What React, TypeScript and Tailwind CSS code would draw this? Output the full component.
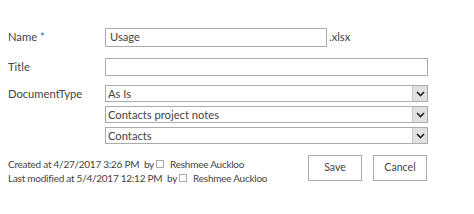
import React from "react";

const font = "font-['Lato','Open_Sans',sans-serif]";

const Chevron: React.FC = () => (
  <span className="flex items-center justify-center w-[15px] h-[15px] bg-[#e1e1e1] border-l border-[#c6c6c6]">
    <svg width="9" height="6" viewBox="0 0 9 6">
      <path d="M1 1 L4.5 4.5 L8 1" fill="none" stroke="#222" strokeWidth="1.6" />
    </svg>
  </span>
);

const Select: React.FC<{ value: string }> = ({ value }) => (
  <div className="flex items-center justify-between w-[323px] h-[17px] border border-[#ababab] bg-white">
    <span className="pl-[2px] leading-none">{value}</span>
    <Chevron />
  </div>
);

const Box: React.FC = () => (
  <span className="inline-block shrink-0 w-[8px] h-[8px] border border-[#aaa] ml-[2px] mr-[6px]" />
);

const App: React.FC = () => {
  return (
    <div className={`w-[474px] h-[214px] bg-white pl-2 pt-[28px] text-[11.2px] text-[#444] ${font}`}>
      {/* Name */}
      <div className="flex items-center h-[19px]">
        <span className="w-[97px] shrink-0">
          Name <span className="text-[#0072c6]">*</span>
        </span>
        <div className="flex items-center w-[222px] h-[19px] border border-[#ababab] pl-[4px]">Usage</div>
        <span className="ml-[2px]">.xlsx</span>
      </div>

      {/* Title */}
      <div className="flex items-center h-[18px] mt-[11px]">
        <span className="w-[97px] shrink-0">Title</span>
        <div className="w-[323px] h-[18px] border border-[#ababab]" />
      </div>

      {/* DocumentType */}
      <div className="flex mt-[9px]">
        <span className="w-[97px] shrink-0 leading-[17px]">DocumentType</span>
        <div className="flex flex-col gap-[4px]">
          <Select value="As Is" />
          <Select value="Contacts project notes" />
          <Select value="Contacts" />
        </div>
      </div>

      {/* Footer */}
      <div className="flex items-start mt-[11px]">
        <div className="w-[300px] shrink-0 whitespace-nowrap text-[10px] tracking-[-0.25px] leading-[14px] pt-[2px]">
          <div className="flex items-center">
            Created at 4/27/2017 3:26 PM&nbsp; by
            <Box />
            Reshmee Auckloo
          </div>
          <div className="flex items-center">
            Last modified at 5/4/2017 12:12 PM&nbsp; by
            <Box />
            Reshmee Auckloo
          </div>
        </div>
        <div className="flex gap-[11px] text-[10.6px]">
          <button className="w-[54px] h-[26px] border border-[#ababab] bg-white">Save</button>
          <button className="w-[54px] h-[26px] border border-[#ababab] bg-white">Cancel</button>
        </div>
      </div>
    </div>
  );
};

export default App;
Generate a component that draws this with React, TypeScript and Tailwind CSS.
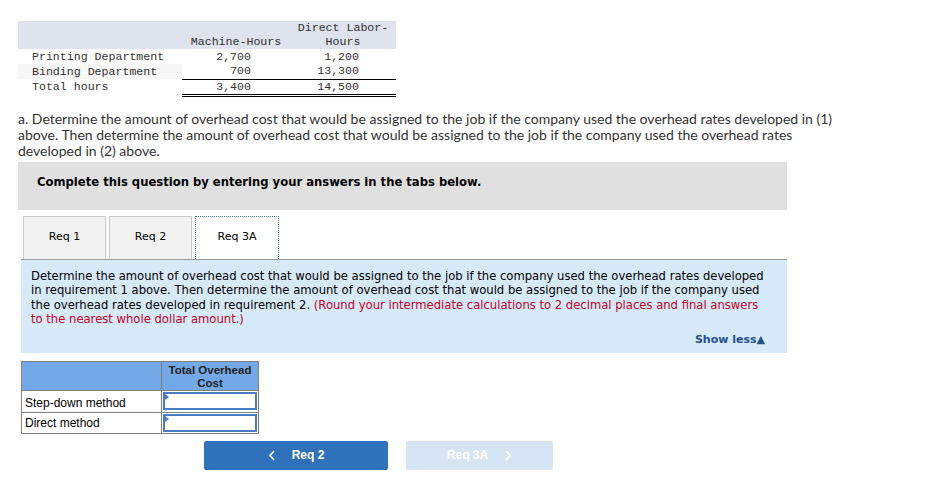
import React from 'react';

const mono = { fontFamily: '"Liberation Mono", "Courier New", monospace' };
const verdana = { fontFamily: '"DejaVu Sans", Verdana, sans-serif' };

const HOURS = [
  { dept: 'Printing Department', mh: '2,700', dl: '1,200' },
  { dept: 'Binding Department', mh: '700', dl: '13,300' },
];

function HoursTable() {
  return (
    <table className="border-collapse text-[11.6px] text-[#333] w-[378px]" style={mono}>
      <thead>
        <tr className="bg-[#dee3ee] h-[28px]">
          <th className="w-[164px]"></th>
          <th className="w-[108px] font-normal align-bottom leading-[14px]">Machine-Hours</th>
          <th className="w-[106px] font-normal align-bottom leading-[14px]">
            Direct Labor-
            <br />
            Hours
          </th>
        </tr>
      </thead>
      <tbody>
        {HOURS.map((r, i) => (
          <tr key={r.dept} className="h-[15px] leading-[14px]">
            <td className={`pl-[14px] ${i === 1 ? 'bg-[#f7f7f7]' : ''}`}>{r.dept}</td>
            <td className={`text-right pr-[39px] ${i === 1 ? 'border-b border-black' : ''}`}>{r.mh}</td>
            <td className={`text-right pr-[37px] ${i === 1 ? 'border-b border-black' : ''}`}>{r.dl}</td>
          </tr>
        ))}
        <tr className="h-[15px] leading-[14px]">
          <td className="pl-[14px]">Total hours</td>
          <td className="text-right pr-[39px] border-b-[3px] border-double border-black">3,400</td>
          <td className="text-right pr-[37px] border-b-[3px] border-double border-black">14,500</td>
        </tr>
      </tbody>
    </table>
  );
}

function Tab({ label, active }: { label: string; active?: boolean }) {
  return (
    <div
      className={`h-[43px] flex items-center justify-center text-[11px] text-black ${
        active
          ? 'w-[84px] bg-white border border-dotted border-[#3b73b9] border-b-0 -mb-px relative z-10'
          : 'w-[83px] bg-[#f2f2f2] border border-[#c9c9c9] border-b-0'
      }`}
      style={verdana}
    >
      {label}
    </div>
  );
}

function InputCell() {
  return (
    <td className="border border-[#7f7f7f] p-px w-[97px]">
      <div className="relative h-[18px] border-2 border-[#4a7cc4] bg-white">
        <span className="absolute left-0 top-0 w-0 h-0 border-t-[3px] border-b-[3px] border-l-[4px] border-t-transparent border-b-transparent border-l-[#4a7cc4]"></span>
      </div>
    </td>
  );
}

export default function App() {
  return (
    <div className="w-[933px] h-[480px] bg-white overflow-hidden pl-[18px] pt-[21px]">
      <HoursTable />

      {/* Question */}
      <p
        className="mt-[14px] text-[14px] leading-[16px] text-[#333] w-[835px]"
        style={{ fontFamily: 'Lato, "Open Sans", sans-serif' }}
      >
        a. Determine the amount of overhead cost that would be assigned to the job if the company used the overhead rates developed in (1) above. Then determine the amount of overhead cost that would be assigned to the job if the company used the overhead rates developed in (2) above.
      </p>

      <div
        className="mt-[3px] w-[769px] h-[48px] bg-[#e0e0e0] pl-[19px] pt-[12px] text-[11.6px] font-bold text-black"
        style={verdana}
      >
        Complete this question by entering your answers in the tabs below.
      </div>

      {/* Tabs */}
      <div className="ml-[3px] mt-[6px] w-[766px]">
        <div className="flex gap-[3px] pl-[2px] border-b border-[#9a9a9a]">
          <Tab label="Req 1" />
          <Tab label="Req 2" />
          <Tab label="Req 3A" active />
        </div>

        <div
          className="bg-[#d7eaf9] h-[93px] pl-[10px] pr-[14px] pt-[9px] text-[11.6px] leading-[14.5px] text-black"
          style={verdana}
        >
          <p>
            Determine the amount of overhead cost that would be assigned to the job if the company used the overhead rates developed in requirement 1 above. Then determine the amount of overhead cost that would be assigned to the job if the company used the overhead rates developed in requirement 2.{' '}
            <span className="text-[#c8001e]">
              (Round your intermediate calculations to 2 decimal places and final answers to the nearest whole dollar amount.)
            </span>
          </p>
          <div className="flex justify-end mt-[6px] pr-[8px]">
            <span className="text-[11px] font-bold text-[#1f4f8e]">Show less▲</span>
          </div>
        </div>

        {/* Answer table */}
        <table
          className="mt-[8px] border-collapse text-[12px] text-black"
          style={{ fontFamily: '"Liberation Sans", Arial, sans-serif' }}
        >
          <thead>
            <tr className="bg-[#72a9e6] h-[29px]">
              <th className="border border-[#7f7f7f] w-[140px]"></th>
              <th className="border border-[#7f7f7f] w-[97px] text-[11.5px] leading-[13px] font-bold text-[#222] align-top pt-[2px]">
                Total Overhead
                <br />
                Cost
              </th>
            </tr>
          </thead>
          <tbody>
            <tr className="h-[21px]">
              <td className="border border-[#7f7f7f] pl-[3px] pt-[3px]">Step-down method</td>
              <InputCell />
            </tr>
            <tr className="h-[21px]">
              <td className="border border-[#7f7f7f] pl-[3px]">Direct method</td>
              <InputCell />
            </tr>
          </tbody>
        </table>

        {/* Nav buttons */}
        <div
          className="flex gap-[18px] ml-[183px] mt-[7px] text-[12px] font-bold"
          style={{ fontFamily: '"Liberation Sans", Arial, sans-serif' }}
        >
          <button className="w-[184px] h-[29px] rounded-[2px] bg-[#3071bb] text-white flex items-center justify-center gap-[16px]">
            <svg width="8" height="11" viewBox="0 0 8 11" fill="none" stroke="white" strokeWidth="1.6">
              <path d="M6 1 L2 5.5 L6 10" />
            </svg>
            <span>Req 2</span>
          </button>
          <button className="w-[147px] h-[29px] rounded-[2px] bg-[#d6e4f4] text-white flex items-center justify-center gap-[16px]">
            <span>Req 3A</span>
            <svg width="8" height="11" viewBox="0 0 8 11" fill="none" stroke="white" strokeWidth="1.6">
              <path d="M2 1 L6 5.5 L2 10" />
            </svg>
          </button>
        </div>
      </div>
    </div>
  );
}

※ ※ ※

- Problem to work on -
From the records, copy every line that has the string "React" in it.

- Correct output -
What React, TypeScript and Tailwind CSS code would draw this? Output the full component.
import React from "react";
const Chevron: React.FC = () => (
const Select: React.FC<{ value: string }> = ({ value }) => (
const Box: React.FC = () => (
const App: React.FC = () => {
Generate a component that draws this with React, TypeScript and Tailwind CSS.
import React from 'react';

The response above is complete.